What is expected: Return all of the data exactly, with nothing left out but the pictures.

+===+

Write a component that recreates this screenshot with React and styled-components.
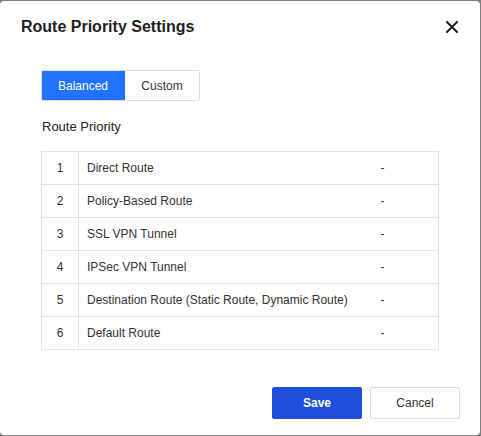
import React, { useState } from "react";
import styled, { createGlobalStyle } from "styled-components";

const GlobalStyle = createGlobalStyle`
  html, body {
    margin: 0;
    padding: 0;
    background: #7f7f7f;
    font-family: "Liberation Sans", Arial, sans-serif;
  }
  * { box-sizing: border-box; }
`;

const Dialog = styled.div`
  margin-top: 1px;
  width: 480px;
  height: 434px;
  background: #fff;
  border-radius: 4px;
  display: flex;
  flex-direction: column;
`;

const Header = styled.div`
  display: flex;
  align-items: center;
  justify-content: space-between;
  padding: 14px 21px 0 21px;
  height: 38px;
`;

const Title = styled.h2`
  margin: 0;
  font-size: 16px;
  line-height: 24px;
  font-weight: 700;
  color: #1f1f1f;
`;

const CloseButton = styled.button`
  border: 0;
  background: none;
  padding: 0;
  width: 14px;
  height: 14px;
  display: flex;
  align-items: center;
  justify-content: center;
  cursor: pointer;
`;

const Body = styled.div`
  padding: 31px 41px 0 41px;
  display: flex;
  flex-direction: column;
  align-items: flex-start;
`;

const Segmented = styled.div`
  display: flex;
  height: 31px;
  border: 1px solid #dcdcdc;
  border-radius: 2px;
  overflow: hidden;
`;

const SegmentButton = styled.button`
  width: ${(p) => p.$width}px;
  border: 0;
  margin: ${(p) => (p.$active ? "-1px 0 -1px -1px" : "0")};
  height: ${(p) => (p.$active ? "31px" : "auto")};
  background: ${(p) => (p.$active ? "#2172ff" : "#fff")};
  color: ${(p) => (p.$active ? "#fff" : "#333")};
  font-family: inherit;
  font-size: 12px;
  cursor: pointer;
`;

const SectionLabel = styled.div`
  margin-top: 17px;
  padding-left: 1px;
  font-size: 13px;
  line-height: 18px;
  color: #222;
`;

const Table = styled.table`
  margin-top: 15px;
  width: 398px;
  border-collapse: collapse;
  border: 1px solid #e3e5ec;
  font-size: 12px;
  color: #333;
`;

const Row = styled.tr`
  height: 33px;
  border-bottom: 1px solid #e3e5ec;
`;

const IndexCell = styled.td`
  width: 37px;
  text-align: center;
  border-right: 1px solid #e3e5ec;
  padding: 0;
`;

const NameCell = styled.td`
  width: 294px;
  padding: 0 8px;
`;

const ValueCell = styled.td`
  padding: 0 8px;
`;

const Footer = styled.div`
  margin-top: auto;
  padding: 0 20px 16px 0;
  display: flex;
  justify-content: flex-end;
  gap: 8px;
`;

const FooterButton = styled.button`
  width: 90px;
  height: 32px;
  border-radius: 2px;
  font-family: inherit;
  font-size: 12px;
  font-weight: ${(p) => (p.$primary ? 700 : 400)};
  border: 1px solid ${(p) => (p.$primary ? "#1f4fd9" : "#dcdcdc")};
  background: ${(p) => (p.$primary ? "#1f4fd9" : "#fff")};
  color: ${(p) => (p.$primary ? "#fff" : "#333")};
  cursor: pointer;
`;

const routes = [
  "Direct Route",
  "Policy-Based Route",
  "SSL VPN Tunnel",
  "IPSec VPN Tunnel",
  "Destination Route (Static Route, Dynamic Route)",
  "Default Route",
];

const App = () => {
  const [mode, setMode] = useState("balanced");

  return (
    <>
      <GlobalStyle />
      <Dialog>
        <Header>
          <Title>Route Priority Settings</Title>
          <CloseButton aria-label="Close">
            <svg width="12" height="12" viewBox="0 0 12 12">
              <path
                d="M1 1L11 11M11 1L1 11"
                stroke="#1f1f1f"
                strokeWidth="2"
                strokeLinecap="square"
              />
            </svg>
          </CloseButton>
        </Header>
        <Body>
          <Segmented>
            <SegmentButton
              $width={84}
              $active={mode === "balanced"}
              onClick={() => setMode("balanced")}
            >
              Balanced
            </SegmentButton>
            <SegmentButton
              $width={74}
              $active={mode === "custom"}
              onClick={() => setMode("custom")}
            >
              Custom
            </SegmentButton>
          </Segmented>
          <SectionLabel>Route Priority</SectionLabel>
          <Table>
            <tbody>
              {routes.map((r, i) => (
                <Row key={r}>
                  <IndexCell>{i + 1}</IndexCell>
                  <NameCell>{r}</NameCell>
                  <ValueCell>-</ValueCell>
                </Row>
              ))}
            </tbody>
          </Table>
        </Body>
        <Footer>
          <FooterButton $primary>Save</FooterButton>
          <FooterButton>Cancel</FooterButton>
        </Footer>
      </Dialog>
    </>
  );
};

export default App;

+===+

Solution:
Write a component that recreates this screenshot with React and styled-components.
import React, { useState } from "react";
import styled, { createGlobalStyle } from "styled-components";

const GlobalStyle = createGlobalStyle`
  html, body {
    margin: 0;
    padding: 0;
    background: #7f7f7f;
    font-family: "Liberation Sans", Arial, sans-serif;
  }
  * { box-sizing: border-box; }
`;

const Dialog = styled.div`
  margin-top: 1px;
  width: 480px;
  height: 434px;
  background: #fff;
  border-radius: 4px;
  display: flex;
  flex-direction: column;
`;

const Header = styled.div`
  display: flex;
  align-items: center;
  justify-content: space-between;
  padding: 14px 21px 0 21px;
  height: 38px;
`;

const Title = styled.h2`
  margin: 0;
  font-size: 16px;
  line-height: 24px;
  font-weight: 700;
  color: #1f1f1f;
`;

const CloseButton = styled.button`
  border: 0;
  background: none;
  padding: 0;
  width: 14px;
  height: 14px;
  display: flex;
  align-items: center;
  justify-content: center;
  cursor: pointer;
`;

const Body = styled.div`
  padding: 31px 41px 0 41px;
  display: flex;
  flex-direction: column;
  align-items: flex-start;
`;

const Segmented = styled.div`
  display: flex;
  height: 31px;
  border: 1px solid #dcdcdc;
  border-radius: 2px;
  overflow: hidden;
`;

const SegmentButton = styled.button`
  width: ${(p) => p.$width}px;
  border: 0;
  margin: ${(p) => (p.$active ? "-1px 0 -1px -1px" : "0")};
  height: ${(p) => (p.$active ? "31px" : "auto")};
  background: ${(p) => (p.$active ? "#2172ff" : "#fff")};
  color: ${(p) => (p.$active ? "#fff" : "#333")};
  font-family: inherit;
  font-size: 12px;
  cursor: pointer;
`;

const SectionLabel = styled.div`
  margin-top: 17px;
  padding-left: 1px;
  font-size: 13px;
  line-height: 18px;
  color: #222;
`;

const Table = styled.table`
  margin-top: 15px;
  width: 398px;
  border-collapse: collapse;
  border: 1px solid #e3e5ec;
  font-size: 12px;
  color: #333;
`;

const Row = styled.tr`
  height: 33px;
  border-bottom: 1px solid #e3e5ec;
`;

const IndexCell = styled.td`
  width: 37px;
  text-align: center;
  border-right: 1px solid #e3e5ec;
  padding: 0;
`;

const NameCell = styled.td`
  width: 294px;
  padding: 0 8px;
`;

const ValueCell = styled.td`
  padding: 0 8px;
`;

const Footer = styled.div`
  margin-top: auto;
  padding: 0 20px 16px 0;
  display: flex;
  justify-content: flex-end;
  gap: 8px;
`;

const FooterButton = styled.button`
  width: 90px;
  height: 32px;
  border-radius: 2px;
  font-family: inherit;
  font-size: 12px;
  font-weight: ${(p) => (p.$primary ? 700 : 400)};
  border: 1px solid ${(p) => (p.$primary ? "#1f4fd9" : "#dcdcdc")};
  background: ${(p) => (p.$primary ? "#1f4fd9" : "#fff")};
  color: ${(p) => (p.$primary ? "#fff" : "#333")};
  cursor: pointer;
`;

const routes = [
  "Direct Route",
  "Policy-Based Route",
  "SSL VPN Tunnel",
  "IPSec VPN Tunnel",
  "Destination Route (Static Route, Dynamic Route)",
  "Default Route",
];

const App = () => {
  const [mode, setMode] = useState("balanced");

  return (
    <>
      <GlobalStyle />
      <Dialog>
        <Header>
          <Title>Route Priority Settings</Title>
          <CloseButton aria-label="Close">
            <svg width="12" height="12" viewBox="0 0 12 12">
              <path
                d="M1 1L11 11M11 1L1 11"
                stroke="#1f1f1f"
                strokeWidth="2"
                strokeLinecap="square"
              />
            </svg>
          </CloseButton>
        </Header>
        <Body>
          <Segmented>
            <SegmentButton
              $width={84}
              $active={mode === "balanced"}
              onClick={() => setMode("balanced")}
            >
              Balanced
            </SegmentButton>
            <SegmentButton
              $width={74}
              $active={mode === "custom"}
              onClick={() => setMode("custom")}
            >
              Custom
            </SegmentButton>
          </Segmented>
          <SectionLabel>Route Priority</SectionLabel>
          <Table>
            <tbody>
              {routes.map((r, i) => (
                <Row key={r}>
                  <IndexCell>{i + 1}</IndexCell>
                  <NameCell>{r}</NameCell>
                  <ValueCell>-</ValueCell>
                </Row>
              ))}
            </tbody>
          </Table>
        </Body>
        <Footer>
          <FooterButton $primary>Save</FooterButton>
          <FooterButton>Cancel</FooterButton>
        </Footer>
      </Dialog>
    </>
  );
};

export default App;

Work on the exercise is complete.